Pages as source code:
◇ ◇ ◇ ◇ ◇ ◇ ◇
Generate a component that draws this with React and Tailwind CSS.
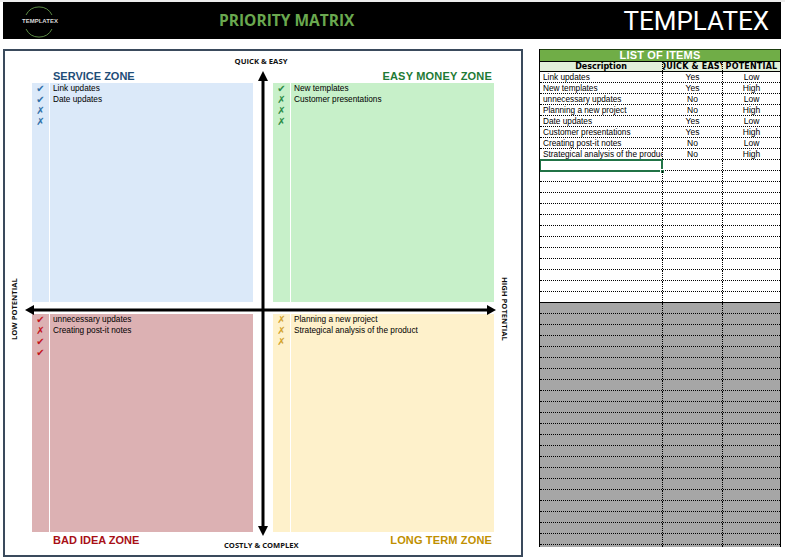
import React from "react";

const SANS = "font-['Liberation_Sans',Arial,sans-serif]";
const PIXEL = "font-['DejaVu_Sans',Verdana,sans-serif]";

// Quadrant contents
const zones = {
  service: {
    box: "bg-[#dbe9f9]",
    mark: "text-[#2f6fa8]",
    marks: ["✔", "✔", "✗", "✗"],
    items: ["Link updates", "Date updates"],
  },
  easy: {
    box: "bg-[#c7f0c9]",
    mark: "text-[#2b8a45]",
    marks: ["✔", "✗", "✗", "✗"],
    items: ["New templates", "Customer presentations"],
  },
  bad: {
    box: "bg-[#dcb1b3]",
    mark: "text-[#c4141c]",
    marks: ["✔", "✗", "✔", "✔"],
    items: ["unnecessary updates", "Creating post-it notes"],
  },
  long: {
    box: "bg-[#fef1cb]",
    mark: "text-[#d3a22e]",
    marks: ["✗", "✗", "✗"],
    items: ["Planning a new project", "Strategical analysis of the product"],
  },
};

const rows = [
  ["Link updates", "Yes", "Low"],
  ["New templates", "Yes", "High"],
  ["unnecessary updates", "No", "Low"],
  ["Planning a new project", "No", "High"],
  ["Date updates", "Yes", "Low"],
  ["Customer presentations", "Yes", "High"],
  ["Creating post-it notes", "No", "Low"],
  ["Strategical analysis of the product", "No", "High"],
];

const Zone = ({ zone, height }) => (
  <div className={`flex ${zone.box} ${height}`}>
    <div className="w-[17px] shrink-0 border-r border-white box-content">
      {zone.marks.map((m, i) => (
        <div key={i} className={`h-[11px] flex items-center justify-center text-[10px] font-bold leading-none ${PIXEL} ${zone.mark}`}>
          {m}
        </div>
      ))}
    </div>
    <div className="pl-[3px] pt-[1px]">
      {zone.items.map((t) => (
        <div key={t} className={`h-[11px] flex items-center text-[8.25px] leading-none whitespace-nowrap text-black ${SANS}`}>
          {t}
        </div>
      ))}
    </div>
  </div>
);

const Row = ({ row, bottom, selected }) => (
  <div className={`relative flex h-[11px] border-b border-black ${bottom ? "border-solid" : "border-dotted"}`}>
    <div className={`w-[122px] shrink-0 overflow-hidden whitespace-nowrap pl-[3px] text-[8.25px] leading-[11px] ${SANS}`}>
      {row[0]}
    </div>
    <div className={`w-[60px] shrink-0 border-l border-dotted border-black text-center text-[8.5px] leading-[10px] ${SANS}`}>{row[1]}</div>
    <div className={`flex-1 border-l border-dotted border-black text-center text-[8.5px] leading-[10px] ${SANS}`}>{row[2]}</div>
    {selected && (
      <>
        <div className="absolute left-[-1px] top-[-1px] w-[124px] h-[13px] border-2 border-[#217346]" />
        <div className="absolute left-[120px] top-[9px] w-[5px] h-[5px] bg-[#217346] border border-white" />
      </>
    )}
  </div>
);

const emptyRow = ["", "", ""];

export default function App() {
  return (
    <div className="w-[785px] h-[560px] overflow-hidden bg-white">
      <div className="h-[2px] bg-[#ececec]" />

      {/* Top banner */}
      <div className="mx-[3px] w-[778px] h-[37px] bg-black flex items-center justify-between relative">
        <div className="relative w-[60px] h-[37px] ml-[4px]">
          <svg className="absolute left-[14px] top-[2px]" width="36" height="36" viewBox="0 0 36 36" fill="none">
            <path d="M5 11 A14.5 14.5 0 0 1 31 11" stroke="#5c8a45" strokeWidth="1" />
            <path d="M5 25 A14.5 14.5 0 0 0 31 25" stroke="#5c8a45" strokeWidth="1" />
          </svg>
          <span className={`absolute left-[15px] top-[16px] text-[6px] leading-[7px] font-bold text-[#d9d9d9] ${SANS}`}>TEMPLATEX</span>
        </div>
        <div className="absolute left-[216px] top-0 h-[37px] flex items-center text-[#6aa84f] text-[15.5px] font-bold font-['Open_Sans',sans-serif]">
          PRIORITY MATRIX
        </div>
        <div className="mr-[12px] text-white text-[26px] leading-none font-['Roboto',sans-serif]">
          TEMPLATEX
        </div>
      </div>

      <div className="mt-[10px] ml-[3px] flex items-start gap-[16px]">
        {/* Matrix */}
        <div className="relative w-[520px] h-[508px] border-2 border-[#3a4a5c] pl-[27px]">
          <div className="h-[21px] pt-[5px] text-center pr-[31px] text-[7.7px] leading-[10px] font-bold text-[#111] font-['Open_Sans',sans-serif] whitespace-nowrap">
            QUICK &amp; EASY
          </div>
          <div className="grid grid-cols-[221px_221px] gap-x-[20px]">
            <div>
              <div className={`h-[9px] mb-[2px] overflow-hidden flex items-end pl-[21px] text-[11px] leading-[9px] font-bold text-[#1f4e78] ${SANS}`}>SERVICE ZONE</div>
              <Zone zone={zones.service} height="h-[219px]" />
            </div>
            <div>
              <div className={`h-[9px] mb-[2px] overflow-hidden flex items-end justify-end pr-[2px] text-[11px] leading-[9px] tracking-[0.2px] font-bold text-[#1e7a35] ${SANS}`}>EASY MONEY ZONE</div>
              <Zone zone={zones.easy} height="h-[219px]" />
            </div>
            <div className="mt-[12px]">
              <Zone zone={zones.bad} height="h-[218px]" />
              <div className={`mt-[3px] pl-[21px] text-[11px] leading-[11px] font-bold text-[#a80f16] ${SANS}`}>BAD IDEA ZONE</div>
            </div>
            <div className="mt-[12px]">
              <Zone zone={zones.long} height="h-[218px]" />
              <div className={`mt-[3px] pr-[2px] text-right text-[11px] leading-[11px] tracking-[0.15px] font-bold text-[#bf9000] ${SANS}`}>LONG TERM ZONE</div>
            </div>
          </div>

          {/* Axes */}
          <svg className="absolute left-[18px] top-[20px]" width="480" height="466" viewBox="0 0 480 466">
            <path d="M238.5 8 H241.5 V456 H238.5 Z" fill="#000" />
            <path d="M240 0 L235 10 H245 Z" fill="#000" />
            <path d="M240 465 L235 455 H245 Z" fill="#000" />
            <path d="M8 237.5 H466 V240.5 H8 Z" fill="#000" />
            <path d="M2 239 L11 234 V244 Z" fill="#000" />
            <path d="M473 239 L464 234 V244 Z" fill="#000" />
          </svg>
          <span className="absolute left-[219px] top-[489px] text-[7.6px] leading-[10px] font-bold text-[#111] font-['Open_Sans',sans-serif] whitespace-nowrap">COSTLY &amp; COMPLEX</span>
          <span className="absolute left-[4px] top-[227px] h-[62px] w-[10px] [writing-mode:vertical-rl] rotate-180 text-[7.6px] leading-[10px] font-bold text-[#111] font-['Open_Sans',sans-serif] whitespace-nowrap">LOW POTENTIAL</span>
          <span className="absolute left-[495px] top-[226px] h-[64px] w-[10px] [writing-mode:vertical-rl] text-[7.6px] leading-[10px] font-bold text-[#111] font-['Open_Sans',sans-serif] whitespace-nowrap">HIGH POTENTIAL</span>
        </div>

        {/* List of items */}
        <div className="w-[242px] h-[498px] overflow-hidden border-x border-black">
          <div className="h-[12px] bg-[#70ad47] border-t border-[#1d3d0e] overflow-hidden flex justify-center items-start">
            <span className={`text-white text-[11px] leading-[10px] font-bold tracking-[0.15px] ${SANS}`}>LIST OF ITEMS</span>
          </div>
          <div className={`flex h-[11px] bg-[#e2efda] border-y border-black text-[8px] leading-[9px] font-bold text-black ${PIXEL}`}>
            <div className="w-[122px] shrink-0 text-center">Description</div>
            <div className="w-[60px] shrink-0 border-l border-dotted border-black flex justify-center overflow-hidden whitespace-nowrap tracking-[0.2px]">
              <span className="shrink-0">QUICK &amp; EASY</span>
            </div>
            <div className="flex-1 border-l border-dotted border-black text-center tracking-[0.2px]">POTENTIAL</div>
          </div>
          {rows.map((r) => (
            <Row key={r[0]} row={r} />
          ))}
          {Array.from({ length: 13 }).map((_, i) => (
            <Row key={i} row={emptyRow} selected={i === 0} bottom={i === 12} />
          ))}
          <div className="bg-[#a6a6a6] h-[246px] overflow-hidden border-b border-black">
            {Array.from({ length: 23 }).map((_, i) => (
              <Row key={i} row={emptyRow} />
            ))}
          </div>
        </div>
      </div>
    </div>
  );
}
◇ ◇ ◇ ◇ ◇ ◇ ◇
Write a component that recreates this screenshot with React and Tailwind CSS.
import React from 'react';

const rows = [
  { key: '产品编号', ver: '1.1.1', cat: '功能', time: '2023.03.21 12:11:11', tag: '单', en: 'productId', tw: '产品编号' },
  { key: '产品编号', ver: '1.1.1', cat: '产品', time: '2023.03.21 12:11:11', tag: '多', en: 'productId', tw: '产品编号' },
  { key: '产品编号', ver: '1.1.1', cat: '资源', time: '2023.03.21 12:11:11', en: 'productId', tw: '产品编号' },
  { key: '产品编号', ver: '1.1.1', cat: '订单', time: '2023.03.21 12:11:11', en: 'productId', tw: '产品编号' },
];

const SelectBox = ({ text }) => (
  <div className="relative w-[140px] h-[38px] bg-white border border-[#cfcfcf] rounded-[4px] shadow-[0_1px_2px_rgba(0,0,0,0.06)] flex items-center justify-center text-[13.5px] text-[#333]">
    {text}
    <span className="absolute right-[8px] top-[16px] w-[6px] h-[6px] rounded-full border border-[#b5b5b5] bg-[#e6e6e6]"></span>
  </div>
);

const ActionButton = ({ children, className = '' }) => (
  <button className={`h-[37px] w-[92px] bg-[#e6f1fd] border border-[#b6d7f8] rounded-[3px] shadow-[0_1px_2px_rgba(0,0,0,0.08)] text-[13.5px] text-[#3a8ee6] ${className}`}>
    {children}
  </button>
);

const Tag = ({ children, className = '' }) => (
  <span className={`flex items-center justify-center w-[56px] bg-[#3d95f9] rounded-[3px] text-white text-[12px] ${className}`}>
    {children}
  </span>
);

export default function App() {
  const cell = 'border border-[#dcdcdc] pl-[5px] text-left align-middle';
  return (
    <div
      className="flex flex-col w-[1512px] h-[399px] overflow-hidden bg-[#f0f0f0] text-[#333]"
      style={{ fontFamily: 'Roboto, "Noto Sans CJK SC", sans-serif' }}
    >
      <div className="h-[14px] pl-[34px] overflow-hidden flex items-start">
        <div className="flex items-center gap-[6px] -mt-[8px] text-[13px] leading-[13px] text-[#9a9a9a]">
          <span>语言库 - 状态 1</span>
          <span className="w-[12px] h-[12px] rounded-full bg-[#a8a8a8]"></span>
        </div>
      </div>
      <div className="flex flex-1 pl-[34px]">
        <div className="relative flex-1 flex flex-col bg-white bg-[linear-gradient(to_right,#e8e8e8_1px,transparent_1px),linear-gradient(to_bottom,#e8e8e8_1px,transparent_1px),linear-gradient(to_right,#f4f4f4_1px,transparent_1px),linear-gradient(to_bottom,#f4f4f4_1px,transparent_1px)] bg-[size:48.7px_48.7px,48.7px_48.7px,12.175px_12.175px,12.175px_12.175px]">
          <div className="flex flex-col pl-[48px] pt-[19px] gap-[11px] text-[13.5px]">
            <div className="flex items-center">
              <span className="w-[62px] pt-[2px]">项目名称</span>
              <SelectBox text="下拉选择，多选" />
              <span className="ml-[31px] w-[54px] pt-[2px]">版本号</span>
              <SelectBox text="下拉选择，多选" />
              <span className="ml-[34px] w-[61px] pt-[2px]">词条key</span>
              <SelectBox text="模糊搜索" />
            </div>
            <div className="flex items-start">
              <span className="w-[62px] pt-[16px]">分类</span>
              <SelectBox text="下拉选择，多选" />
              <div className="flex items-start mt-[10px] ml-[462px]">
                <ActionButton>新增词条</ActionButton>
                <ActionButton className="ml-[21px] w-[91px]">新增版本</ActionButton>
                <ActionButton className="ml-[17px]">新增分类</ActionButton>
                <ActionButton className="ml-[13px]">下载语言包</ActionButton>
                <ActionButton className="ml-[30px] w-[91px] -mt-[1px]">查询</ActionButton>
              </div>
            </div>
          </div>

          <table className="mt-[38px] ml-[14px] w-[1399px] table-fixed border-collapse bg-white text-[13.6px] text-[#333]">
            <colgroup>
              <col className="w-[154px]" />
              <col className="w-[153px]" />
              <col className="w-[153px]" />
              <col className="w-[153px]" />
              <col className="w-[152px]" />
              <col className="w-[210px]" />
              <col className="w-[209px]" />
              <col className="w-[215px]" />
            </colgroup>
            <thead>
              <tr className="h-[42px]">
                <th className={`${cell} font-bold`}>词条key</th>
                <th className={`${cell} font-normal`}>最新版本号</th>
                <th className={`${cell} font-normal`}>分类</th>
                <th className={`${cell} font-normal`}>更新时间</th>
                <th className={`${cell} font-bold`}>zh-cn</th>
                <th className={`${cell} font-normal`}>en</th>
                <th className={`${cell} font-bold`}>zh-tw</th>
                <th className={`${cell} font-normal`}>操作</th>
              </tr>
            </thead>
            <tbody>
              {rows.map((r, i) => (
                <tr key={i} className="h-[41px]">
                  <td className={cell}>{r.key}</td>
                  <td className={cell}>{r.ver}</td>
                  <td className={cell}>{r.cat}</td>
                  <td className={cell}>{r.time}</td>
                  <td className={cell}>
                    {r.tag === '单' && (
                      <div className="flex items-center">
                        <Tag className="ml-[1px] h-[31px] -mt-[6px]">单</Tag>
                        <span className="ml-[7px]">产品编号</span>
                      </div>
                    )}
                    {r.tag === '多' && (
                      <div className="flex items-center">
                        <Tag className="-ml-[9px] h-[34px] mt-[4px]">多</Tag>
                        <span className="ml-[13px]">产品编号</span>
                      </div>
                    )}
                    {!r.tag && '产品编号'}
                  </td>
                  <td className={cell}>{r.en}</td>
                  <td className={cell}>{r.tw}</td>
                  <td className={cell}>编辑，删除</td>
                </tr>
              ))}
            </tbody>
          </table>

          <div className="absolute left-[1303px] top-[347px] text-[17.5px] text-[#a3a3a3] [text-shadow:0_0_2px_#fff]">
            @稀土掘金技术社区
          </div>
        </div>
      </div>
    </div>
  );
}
◇ ◇ ◇ ◇ ◇ ◇ ◇
Gather every line from the listing above in which "component" appears, and copy those lines.

Generate a component that draws this with React and Tailwind CSS.
Write a component that recreates this screenshot with React and Tailwind CSS.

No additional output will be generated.